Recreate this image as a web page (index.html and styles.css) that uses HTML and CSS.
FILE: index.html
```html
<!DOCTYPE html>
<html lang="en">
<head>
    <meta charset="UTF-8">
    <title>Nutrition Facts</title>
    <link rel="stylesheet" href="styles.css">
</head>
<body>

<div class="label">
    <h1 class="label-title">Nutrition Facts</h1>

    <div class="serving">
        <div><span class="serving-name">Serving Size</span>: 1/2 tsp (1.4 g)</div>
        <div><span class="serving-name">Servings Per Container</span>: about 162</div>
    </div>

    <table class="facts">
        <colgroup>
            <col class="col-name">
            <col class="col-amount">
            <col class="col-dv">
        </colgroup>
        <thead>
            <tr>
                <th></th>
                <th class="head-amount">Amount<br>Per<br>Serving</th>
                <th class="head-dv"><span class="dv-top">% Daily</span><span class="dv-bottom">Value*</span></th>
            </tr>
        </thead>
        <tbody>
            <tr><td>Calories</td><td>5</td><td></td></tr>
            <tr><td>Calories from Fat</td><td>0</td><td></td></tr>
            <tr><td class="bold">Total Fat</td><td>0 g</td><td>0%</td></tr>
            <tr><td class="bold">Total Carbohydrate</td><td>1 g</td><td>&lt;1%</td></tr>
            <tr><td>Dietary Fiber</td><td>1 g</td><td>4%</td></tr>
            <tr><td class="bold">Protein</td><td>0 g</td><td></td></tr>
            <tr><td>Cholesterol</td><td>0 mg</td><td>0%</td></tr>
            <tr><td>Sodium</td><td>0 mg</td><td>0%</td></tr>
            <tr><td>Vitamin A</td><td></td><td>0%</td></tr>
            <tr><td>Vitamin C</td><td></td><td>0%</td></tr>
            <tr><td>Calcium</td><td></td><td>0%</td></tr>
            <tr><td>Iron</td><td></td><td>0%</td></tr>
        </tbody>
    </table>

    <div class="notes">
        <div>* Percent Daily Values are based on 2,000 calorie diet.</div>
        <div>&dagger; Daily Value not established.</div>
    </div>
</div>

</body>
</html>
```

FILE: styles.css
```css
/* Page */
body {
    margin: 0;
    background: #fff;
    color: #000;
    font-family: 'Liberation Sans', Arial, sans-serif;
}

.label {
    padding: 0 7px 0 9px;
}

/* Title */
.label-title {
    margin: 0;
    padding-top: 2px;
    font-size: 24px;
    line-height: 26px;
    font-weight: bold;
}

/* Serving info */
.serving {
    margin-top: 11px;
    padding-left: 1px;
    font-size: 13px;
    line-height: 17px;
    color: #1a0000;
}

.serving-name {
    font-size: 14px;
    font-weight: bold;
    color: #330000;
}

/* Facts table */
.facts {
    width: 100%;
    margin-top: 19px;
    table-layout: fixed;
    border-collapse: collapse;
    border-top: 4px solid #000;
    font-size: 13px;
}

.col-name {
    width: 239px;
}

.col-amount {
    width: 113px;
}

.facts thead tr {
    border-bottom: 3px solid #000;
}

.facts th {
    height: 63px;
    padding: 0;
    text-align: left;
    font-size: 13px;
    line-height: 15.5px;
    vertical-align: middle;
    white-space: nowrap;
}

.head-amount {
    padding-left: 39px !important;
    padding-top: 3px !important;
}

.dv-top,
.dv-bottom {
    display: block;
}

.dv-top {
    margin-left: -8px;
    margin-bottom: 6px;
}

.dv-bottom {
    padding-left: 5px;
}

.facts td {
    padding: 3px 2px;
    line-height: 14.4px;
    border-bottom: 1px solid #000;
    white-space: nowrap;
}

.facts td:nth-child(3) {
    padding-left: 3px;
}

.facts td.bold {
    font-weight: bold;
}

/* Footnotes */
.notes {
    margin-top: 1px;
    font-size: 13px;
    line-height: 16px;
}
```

----

Give back each line above precisely as it stands.

Recreate this image as a web page (index.html and styles.css) that uses HTML and CSS.
FILE: index.html
```html
<!DOCTYPE html>
<html lang="en">
<head>
    <meta charset="UTF-8">
    <title>Nutrition Facts</title>
    <link rel="stylesheet" href="styles.css">
</head>
<body>

<div class="label">
    <h1 class="label-title">Nutrition Facts</h1>

    <div class="serving">
        <div><span class="serving-name">Serving Size</span>: 1/2 tsp (1.4 g)</div>
        <div><span class="serving-name">Servings Per Container</span>: about 162</div>
    </div>

    <table class="facts">
        <colgroup>
            <col class="col-name">
            <col class="col-amount">
            <col class="col-dv">
        </colgroup>
        <thead>
            <tr>
                <th></th>
                <th class="head-amount">Amount<br>Per<br>Serving</th>
                <th class="head-dv"><span class="dv-top">% Daily</span><span class="dv-bottom">Value*</span></th>
            </tr>
        </thead>
        <tbody>
            <tr><td>Calories</td><td>5</td><td></td></tr>
            <tr><td>Calories from Fat</td><td>0</td><td></td></tr>
            <tr><td class="bold">Total Fat</td><td>0 g</td><td>0%</td></tr>
            <tr><td class="bold">Total Carbohydrate</td><td>1 g</td><td>&lt;1%</td></tr>
            <tr><td>Dietary Fiber</td><td>1 g</td><td>4%</td></tr>
            <tr><td class="bold">Protein</td><td>0 g</td><td></td></tr>
            <tr><td>Cholesterol</td><td>0 mg</td><td>0%</td></tr>
            <tr><td>Sodium</td><td>0 mg</td><td>0%</td></tr>
            <tr><td>Vitamin A</td><td></td><td>0%</td></tr>
            <tr><td>Vitamin C</td><td></td><td>0%</td></tr>
            <tr><td>Calcium</td><td></td><td>0%</td></tr>
            <tr><td>Iron</td><td></td><td>0%</td></tr>
        </tbody>
    </table>

    <div class="notes">
        <div>* Percent Daily Values are based on 2,000 calorie diet.</div>
        <div>&dagger; Daily Value not established.</div>
    </div>
</div>

</body>
</html>
```

FILE: styles.css
```css
/* Page */
body {
    margin: 0;
    background: #fff;
    color: #000;
    font-family: 'Liberation Sans', Arial, sans-serif;
}

.label {
    padding: 0 7px 0 9px;
}

/* Title */
.label-title {
    margin: 0;
    padding-top: 2px;
    font-size: 24px;
    line-height: 26px;
    font-weight: bold;
}

/* Serving info */
.serving {
    margin-top: 11px;
    padding-left: 1px;
    font-size: 13px;
    line-height: 17px;
    color: #1a0000;
}

.serving-name {
    font-size: 14px;
    font-weight: bold;
    color: #330000;
}

/* Facts table */
.facts {
    width: 100%;
    margin-top: 19px;
    table-layout: fixed;
    border-collapse: collapse;
    border-top: 4px solid #000;
    font-size: 13px;
}

.col-name {
    width: 239px;
}

.col-amount {
    width: 113px;
}

.facts thead tr {
    border-bottom: 3px solid #000;
}

.facts th {
    height: 63px;
    padding: 0;
    text-align: left;
    font-size: 13px;
    line-height: 15.5px;
    vertical-align: middle;
    white-space: nowrap;
}

.head-amount {
    padding-left: 39px !important;
    padding-top: 3px !important;
}

.dv-top,
.dv-bottom {
    display: block;
}

.dv-top {
    margin-left: -8px;
    margin-bottom: 6px;
}

.dv-bottom {
    padding-left: 5px;
}

.facts td {
    padding: 3px 2px;
    line-height: 14.4px;
    border-bottom: 1px solid #000;
    white-space: nowrap;
}

.facts td:nth-child(3) {
    padding-left: 3px;
}

.facts td.bold {
    font-weight: bold;
}

/* Footnotes */
.notes {
    margin-top: 1px;
    font-size: 13px;
    line-height: 16px;
}
```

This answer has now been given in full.